Today, July 2nd 2012, we are presenting the results of our Embryo Adoption Programme at the European Reproduction Society Congress. As recorded on April 30th, 1,820 embryo transfers had given place to 550 born children and 104 more babies from 28 different countries on their way. Let me tell you how we came up with the idea.
Since many patients with frozen embryos don’t wish to have more children, many embryos get gathered in Spanish reproduction centres without a foreseen future. This happens even if our legislation allows all the options available.
Ever since Assisted Reproduction Law was modified on November 2003, when patients don’t reply to the letters the centre sends them regarding their embryo’s future, these are considered to be “abandoned” and lie under the centre’s custody.
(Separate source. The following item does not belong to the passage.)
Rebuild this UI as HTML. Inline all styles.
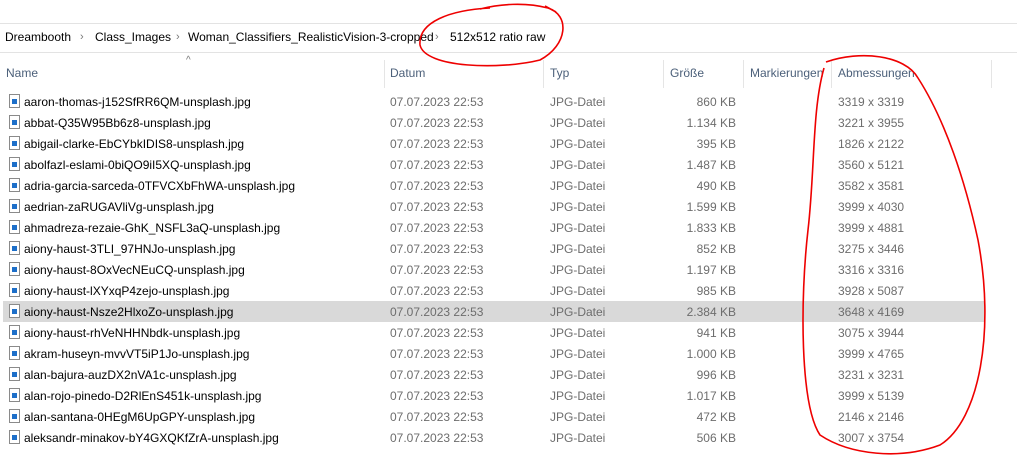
<!DOCTYPE html>
<html><head><meta charset="utf-8"><style>
body{margin:0;width:1017px;height:458px;background:#fff;font-family:"Liberation Sans",sans-serif;font-size:12px;overflow:hidden;position:relative;color:#000}
.a{position:absolute;white-space:nowrap}
.bc{top:30px;color:#000}
.ch{position:absolute;top:31px;color:#777;font-size:11px}
.hd{top:66px;color:#4c607a}
.sep{position:absolute;top:60px;width:1px;height:28px;background:#e5e5e5}
.row{position:absolute;left:3px;width:982px;height:21px}
.row span{position:absolute;top:4px;white-space:nowrap}
.g{color:#6d6d6d}
.ic{position:absolute;left:6px;top:3px;width:11px;height:14px;border:1px solid #8a8a8a;box-sizing:border-box;background:#fff}
.ic:after{content:"";position:absolute;left:2px;top:4px;width:5px;height:5px;background:#1d6fc9}
</style></head><body>
<div style="position:absolute;left:0;top:23px;width:1017px;height:1px;background:#e3e3e3"></div>
<div style="position:absolute;left:0;top:52px;width:1017px;height:1px;background:#e3e3e3"></div>
<div class="a bc" style="left:5px">Dreambooth</div>
<div class="ch" style="left:80px">›</div>
<div class="a bc" style="left:95px">Class_Images</div>
<div class="ch" style="left:176px">›</div>
<div class="a bc" style="left:188px">Woman_Classifiers_RealisticVision-3-cropped</div>
<div class="ch" style="left:435px">›</div>
<div class="a bc" style="left:450px">512x512 ratio raw</div>
<div class="a" style="left:186px;top:55px;color:#777;font-size:10px">^</div>
<div class="a hd" style="left:6px">Name</div>
<div class="sep" style="left:384px"></div>
<div class="a hd" style="left:390px">Datum</div>
<div class="sep" style="left:543px"></div>
<div class="a hd" style="left:550px">Typ</div>
<div class="sep" style="left:663px"></div>
<div class="a hd" style="left:670px">Größe</div>
<div class="sep" style="left:743px"></div>
<div class="a hd" style="left:750px">Markierungen</div>
<div class="sep" style="left:831px"></div>
<div class="a hd" style="left:838px">Abmessungen</div>
<div class="sep" style="left:991px"></div>
<div id="rows"></div>
<script>
var d=[["aaron-thomas-j152SfRR6QM-unsplash.jpg","860 KB","3319 x 3319"],["abbat-Q35W95Bb6z8-unsplash.jpg","1.134 KB","3221 x 3955"],["abigail-clarke-EbCYbkIDIS8-unsplash.jpg","395 KB","1826 x 2122"],["abolfazl-eslami-0biQO9iI5XQ-unsplash.jpg","1.487 KB","3560 x 5121"],["adria-garcia-sarceda-0TFVCXbFhWA-unsplash.jpg","490 KB","3582 x 3581"],["aedrian-zaRUGAVliVg-unsplash.jpg","1.599 KB","3999 x 4030"],["ahmadreza-rezaie-GhK_NSFL3aQ-unsplash.jpg","1.833 KB","3999 x 4881"],["aiony-haust-3TLI_97HNJo-unsplash.jpg","852 KB","3275 x 3446"],["aiony-haust-8OxVecNEuCQ-unsplash.jpg","1.197 KB","3316 x 3316"],["aiony-haust-lXYxqP4zejo-unsplash.jpg","985 KB","3928 x 5087"],["aiony-haust-Nsze2HlxoZo-unsplash.jpg","2.384 KB","3648 x 4169"],["aiony-haust-rhVeNHHNbdk-unsplash.jpg","941 KB","3075 x 3944"],["akram-huseyn-mvvVT5iP1Jo-unsplash.jpg","1.000 KB","3999 x 4765"],["alan-bajura-auzDX2nVA1c-unsplash.jpg","996 KB","3231 x 3231"],["alan-rojo-pinedo-D2RlEnS451k-unsplash.jpg","1.017 KB","3999 x 5139"],["alan-santana-0HEgM6UpGPY-unsplash.jpg","472 KB","2146 x 2146"],["aleksandr-minakov-bY4GXQKfZrA-unsplash.jpg","506 KB","3007 x 3754"]];
var h="";d.forEach(function(r,i){h+='<div class="row" style="top:'+(91+i*21)+'px;'+(i==10?'background:#d9d9d9':'')+'"><div class="ic"></div><span style="left:21px">'+r[0]+'</span><span class="g" style="left:387px">07.07.2023 22:53</span><span class="g" style="left:547px">JPG-Datei</span><span class="g" style="right:249px">'+r[1]+'</span><span class="g" style="left:835px">'+r[2]+'</span></div>'});
document.getElementById("rows").innerHTML=h;
</script>
<svg style="position:absolute;left:0;top:0" width="1017" height="458"><g fill="none" stroke="#e00" stroke-width="1.6">
<path d="M490 8 C450 10 418 22 420 45 C425 68 500 70 540 60 C568 45 570 15 548 8 C525 2 500 4 480 9 M545 6 L556 12"/>
<path d="M826 62 C860 50 905 55 918 78 C945 120 965 180 978 240 C995 330 980 420 940 445 C900 460 850 455 820 435 C800 405 800 300 808 230 C815 170 812 110 824 68"/>
</g></svg>
</body></html>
Thus, we find ourselves with hundreds of embryos whose future depends on us.
It must’ve been around 2003 when I, as Head of the Sterility Service, and after giving it much thought, came up with the conclusion that their fate couldn’t rely on our team exclusively. Thus, we decided to share our responsibility with society and offer our embryos the opportunity to live helping them find a loving family.
We could either use them for research or destroy them, but instead we decided to include all those embryos from healthy parents in an Embryo Adoption Programme that was created in 2004. (In this online chat I explain many of the Programme’s aspects in great detail). We coined, for the first time ever, the term “embryo adoption.”
Today we’re the centre with the highest number of embryo adoptions and whilst we’re celebrating our 500th birth, the whole USA has only had 150 births by embryo adoption.
From the very first moment it was heartwarming to see the broad social acceptance, the support we received from different collectives and the hope with which women from all social classes, ethnicities and nationalities came and still come to us seeking to adopt an embryo.
A week after the Programme was created, we received letters from numerous collectives worldwide that ranged from ecologist associations to religious ones – all types and colors – who had heard about it and wanted to express their support. You should know that years ago, when English centres set a date to destroy the embryos in similar situations, they were faced with small street protests at their doors.
This fact reflects that those who haven’t been reproductively challenged don’t know our job up close. Even though we’re doctors who help people who can’t have children, there’s a slight fear of what we may do in an In Vitro Fertilization lab… The preponderant reaction to words like destruction or embryo research is rejection. Nevertheless, when they are told we’re giving an embryo the opportunity to live, they accept it.
I frequently get asked which case has been most significant to me. I could either say the first baby who was ever born due to Embryo adoption, the 500th, the one who had been frozen during 13 years, or the baby born to a friend’s family… But I’d be lying. My colleagues and I still comment daily how special each and every embryo transfer is. It’s exciting to think about the origin of every embryo and how fate takes each to a different woman, the enthusiasm and the hope they breathe during the very moment they come together.
Behind each case lies a story of failures in previous treatments. Many had given up the idea of becoming parents because they morally didn’t contemplate this option, and a new opportunity has become available for them.
Please, don’t think people who don’t reply to our letters are “abandoning their spare embryos.” It isn’t true. The vast majority answers: “We trusted you to build our family and still do, decide what you think is best.” It’s an honor to do so and know that, thanks to this decision, more than 500 children have been born around the world.